- Bez wolnych i uczciwych wyborów parlamentarnych Białoruś nie może liczyć na normalne relacje z UE - powiedział po niedzielnych wyborach i brutalnym stłumieniu demonstracji w centrum Mińska przewodniczący delegacji Parlamentu Europejskiego ds. współpracy z Białorusią Jacek Protasiewicz (PO). Szefowa unijnej dyplomacji Catherine Ashton jak dotąd nie zabrała głosu w tej sprawie.
- Nawet jeśli kampania wyborcza przebiegała dużo lepiej niż w latach poprzednich, to już wydarzenia po zakończeniu głosowania pokazały, jak daleko władze białoruskie są od standardów demokratycznych.

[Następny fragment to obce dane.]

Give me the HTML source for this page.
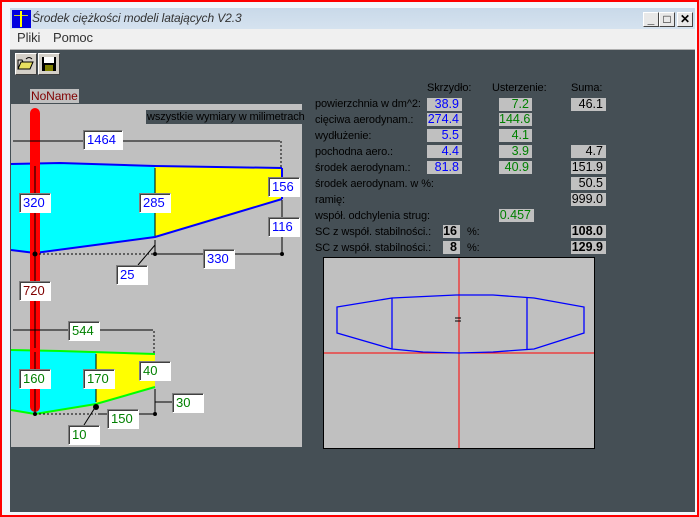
<!DOCTYPE html>
<html><head><meta charset="utf-8"><style>
*{margin:0;padding:0;box-sizing:border-box}
body{width:699px;height:517px;position:relative;overflow:hidden;background:#f4f7fb;font-family:"Liberation Sans",sans-serif;font-size:12px}
.a{position:absolute}
.frame{position:absolute;left:0;top:0;width:699px;height:517px;border:2px solid #f00;pointer-events:none}
.title{left:10px;top:8px;width:685px;height:21px;background:linear-gradient(#c9d9e9,#d5e2ef)}
.menu{left:10px;top:29px;width:685px;height:21px;background:#f0f0f0;border-bottom:1px solid #b0b0b0}
.content{left:10px;top:50px;width:685px;height:462px;background:#454f55}
.wb{width:16px;height:15px;background:#e8e8e8;border:1px solid;border-color:#fff #444 #444 #fff;font-size:12px;text-align:center;line-height:13px;font-weight:bold}
.lab{position:absolute;color:#000;font-size:11px;line-height:14px;white-space:nowrap;letter-spacing:-0.1px}
.v{position:absolute;background:#c0c0c0;height:13px;line-height:13px;text-align:right;padding-right:3px;font-size:12.5px}
.b{color:#0000ff}.g{color:#008000}.k{color:#000}
.bx{position:absolute;background:#fff;border:1px solid;border-color:#808080 #fff #fff #808080;box-shadow:inset 1px 1px 0 #404040;font-size:13px;line-height:18px;padding-left:3px;height:20px;width:32px}
</style></head><body>
<div class="a title"></div>
<div class="a" style="left:12px;top:10px;width:19px;height:18px;background:#0000e0"><div class="a" style="left:8px;top:1px;width:2px;height:16px;background:#ff0"></div><div class="a" style="left:2px;top:5px;width:14px;height:1px;background:#ff0;opacity:.8"></div></div>
<div class="lab" style="left:32px;top:11px;font-style:italic;font-size:12px;color:#333">Środek ciężkości modeli latających V2.3</div>
<div class="a wb" style="left:643px;top:12px">_</div>
<div class="a wb" style="left:659px;top:12px">□</div>
<div class="a wb" style="left:677px;top:12px">✕</div>
<div class="a menu"></div>
<div class="lab" style="left:17px;top:31px;font-size:13px;color:#333">Pliki</div>
<div class="lab" style="left:53px;top:31px;font-size:13px;color:#333">Pomoc</div>
<div class="a content"></div>
<div class="a" style="left:15px;top:53px;width:22px;height:22px;background:#d4d0c8;border:1px solid;border-color:#fff #404040 #404040 #fff"><svg width="20" height="20"><path d="M2 15 L5 8 H17 L14 15Z" fill="#e8e060" stroke="#000"/><path d="M2 15V6h4l1 2" fill="none" stroke="#000"/><path d="M10 5 q3-3 6 0" fill="none" stroke="#000"/></svg></div>
<div class="a" style="left:38px;top:53px;width:22px;height:22px;background:#d4d0c8;border:1px solid;border-color:#fff #404040 #404040 #fff"><svg width="20" height="20"><rect x="3" y="3" width="14" height="14" fill="#000"/><rect x="5" y="3" width="10" height="6" fill="#fff"/><rect x="6" y="11" width="8" height="6" fill="#808000"/></svg></div>
<div class="lab" style="left:30px;top:89px;background:#c0c0c0;color:#800000;font-size:12px;padding:0 1px">NoName</div>
<div class="a" style="left:11px;top:104px;width:291px;height:343px;background:#c0c0c0"></div>
<div class="lab" style="left:146px;top:110px;background:#454f55;color:#000;padding:0 1px">wszystkie wymiary w milimetrach</div>
<svg class="a" style="left:0;top:0" width="310" height="460">
<polygon points="11,164 60,163 155,166 282,168 282,199 155,237 35,253 11,250" fill="#0ff"/>
<polygon points="155,166 282,168 282,199 155,237" fill="#ff0"/>
<polyline points="11,164 60,163 155,166 282,168" fill="none" stroke="#00f" stroke-width="2"/>
<polyline points="282,199 155,237 35,253 11,250" fill="none" stroke="#00f" stroke-width="2"/>
<line x1="282" y1="168" x2="282" y2="199" stroke="#00f" stroke-width="2"/>
<polygon points="11,350 60,351 155,354 155,387 96,404 35,414 11,410" fill="#0ff"/>
<polygon points="96,352 155,354 155,387 96,404" fill="#ff0"/>
<polyline points="11,350 60,351 155,354" fill="none" stroke="#0f0" stroke-width="2"/>
<polyline points="155,387 96,404 35,414 11,410" fill="none" stroke="#0f0" stroke-width="2"/>
<rect x="30" y="108" width="10" height="304" rx="5" fill="#f00"/>
<g stroke="#000" fill="none" stroke-width="1">
<line x1="13" y1="141" x2="280" y2="141"/><line x1="281" y1="141" x2="281" y2="168" stroke-dasharray="2,2"/>
<line x1="35" y1="166" x2="35" y2="252"/><line x1="155" y1="168" x2="155" y2="236"/>
<line x1="282" y1="200" x2="282" y2="254"/><line x1="157" y1="254" x2="280" y2="254"/>
<line x1="35" y1="254" x2="155" y2="254" stroke-dasharray="2,2"/>
<line x1="155" y1="240" x2="155" y2="254"/><line x1="155" y1="245" x2="138" y2="265"/>
<line x1="35" y1="256" x2="35" y2="348"/>
<line x1="13" y1="330" x2="153" y2="330"/><line x1="154" y1="331" x2="154" y2="353" stroke-dasharray="2,2"/>
<line x1="35" y1="352" x2="35" y2="412"/><line x1="96" y1="354" x2="96" y2="402"/>
<line x1="155" y1="389" x2="155" y2="414"/><line x1="155" y1="402" x2="172" y2="402"/>
<line x1="98" y1="414" x2="153" y2="414"/><line x1="35" y1="414" x2="96" y2="414" stroke-dasharray="2,2"/>
<line x1="96" y1="406" x2="84" y2="425"/>
</g>
<g fill="#000"><circle cx="35" cy="254" r="2.5"/><circle cx="155" cy="254" r="2"/><circle cx="282" cy="254" r="2"/><circle cx="96" cy="407" r="3"/><circle cx="155" cy="414" r="2"/><circle cx="35" cy="414" r="2"/></g>
</svg>
<div class="bx b" style="left:83px;top:130px;width:40px">1464</div>
<div class="bx b" style="left:19px;top:193px">320</div>
<div class="bx b" style="left:139px;top:193px">285</div>
<div class="bx b" style="left:268px;top:177px">156</div>
<div class="bx b" style="left:268px;top:217px">116</div>
<div class="bx b" style="left:203px;top:249px">330</div>
<div class="bx b" style="left:116px;top:265px">25</div>
<div class="bx" style="left:19px;top:281px;color:#800000">720</div>
<div class="bx g" style="left:68px;top:321px">544</div>
<div class="bx g" style="left:19px;top:369px">160</div>
<div class="bx g" style="left:83px;top:369px">170</div>
<div class="bx g" style="left:139px;top:361px">40</div>
<div class="bx g" style="left:172px;top:393px">30</div>
<div class="bx g" style="left:107px;top:409px">150</div>
<div class="bx g" style="left:68px;top:425px">10</div>

<div class="lab" style="left:427px;top:81px">Skrzydło:</div>
<div class="lab" style="left:492px;top:81px">Usterzenie:</div>
<div class="lab" style="left:571px;top:81px">Suma:</div>
<div class="lab" style="left:315px;top:97px">powierzchnia w dm^2:</div>
<div class="lab" style="left:315px;top:113px">cięciwa aerodynam.:</div>
<div class="lab" style="left:315px;top:129px">wydłużenie:</div>
<div class="lab" style="left:315px;top:145px">pochodna aero.:</div>
<div class="lab" style="left:315px;top:161px">środek aerodynam.:</div>
<div class="lab" style="left:315px;top:177px">środek aerodynam. w %:</div>
<div class="lab" style="left:315px;top:193px">ramię:</div>
<div class="lab" style="left:315px;top:209px">współ. odchylenia strug:</div>
<div class="lab" style="left:315px;top:225px">SC z współ. stabilności.:</div>
<div class="lab" style="left:315px;top:241px">SC z współ. stabilności.:</div>
<div class="v b" style="left:427px;top:98px;width:35px">38.9</div>
<div class="v b" style="left:427px;top:113px;width:35px">274.4</div>
<div class="v b" style="left:427px;top:129px;width:35px">5.5</div>
<div class="v b" style="left:427px;top:145px;width:35px">4.4</div>
<div class="v b" style="left:427px;top:161px;width:35px">81.8</div>
<div class="v g" style="left:499px;top:98px;width:33px">7.2</div>
<div class="v g" style="left:499px;top:113px;width:33px">144.6</div>
<div class="v g" style="left:499px;top:129px;width:33px">4.1</div>
<div class="v g" style="left:499px;top:145px;width:33px">3.9</div>
<div class="v g" style="left:499px;top:161px;width:33px">40.9</div>
<div class="v g" style="left:499px;top:209px;width:35px">0.457</div>
<div class="v k" style="left:571px;top:98px;width:35px">46.1</div>
<div class="v k" style="left:571px;top:145px;width:35px">4.7</div>
<div class="v k" style="left:571px;top:161px;width:35px">151.9</div>
<div class="v k" style="left:571px;top:177px;width:35px">50.5</div>
<div class="v k" style="left:571px;top:193px;width:35px">999.0</div>
<div class="v k" style="left:571px;top:225px;width:35px;font-weight:bold">108.0</div>
<div class="v k" style="left:571px;top:241px;width:35px;font-weight:bold">129.9</div>
<div class="v k" style="left:443px;top:225px;width:17px;font-weight:bold">16</div>
<div class="v k" style="left:443px;top:241px;width:17px;font-weight:bold">8</div>
<div class="lab" style="left:467px;top:225px">%:</div>
<div class="lab" style="left:467px;top:241px">%:</div>

<div class="a" style="left:323px;top:257px;width:272px;height:192px;background:#c0c0c0;border:1px solid #000"></div>
<svg class="a" style="left:323px;top:257px" width="272" height="192">
<line x1="136" y1="1" x2="136" y2="191" stroke="#f00"/>
<line x1="1" y1="96" x2="271" y2="96" stroke="#f00"/>
<polygon points="14,50 69,41 133,38 170,38 211,41 261,50 261,76 211,92 170,95 136,96 100,95 69,92 14,76" fill="none" stroke="#00f" stroke-width="1.3"/>
<line x1="69" y1="41" x2="69" y2="92" stroke="#00f" stroke-width="1.3"/>
<line x1="204" y1="40" x2="204" y2="92" stroke="#00f" stroke-width="1.3"/>
<path d="M132 61h6M132 64h6" stroke="#000"/>
</svg>
<div class="frame"></div>
</body></html>
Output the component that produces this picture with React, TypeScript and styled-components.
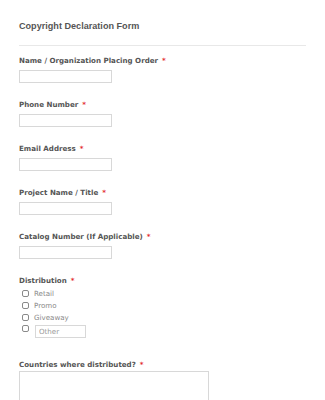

Pobicia i aresztowania niezależnych kandydatów to nie jest sposób na dialog z opozycją - powiedział Protasiewicz.
Oburzające pobicie
Jego zdaniem, szczególnie oburzające było pobicie do nieprzytomności - jeszcze przed rozpoczęciem wiecu opozycji - Uładzimira Niaklajeua.
- Mogło to spowodować radykalizację demonstrantów i późniejsze zajścia. Tak jest zawsze, gdy opozycja spychana jest poza parlament i inne gremia władzy publicznej - krytykował zachowanie białoruskich władz.
Niaklajeu został pobity w niedzielę wieczorem, gdy z grupą zwolenników szedł w stronę Placu Październikowego w Mińsku na wiec protestacyjny po ogłoszeniu sondażowych wyników.
Wybory muszą być uczciwe
- Bez wolnych i uczciwych wyborów parlamentarnych Białoruś nie może liczyć na normalne relacje z UE - podkreślił Protasiewicz.
Na razie szefowa unijnej dyplomacji Catherine Ashton nie zareagowała na prezydenckie wybory na Białorusi i powyborcze zajścia w Mińsku.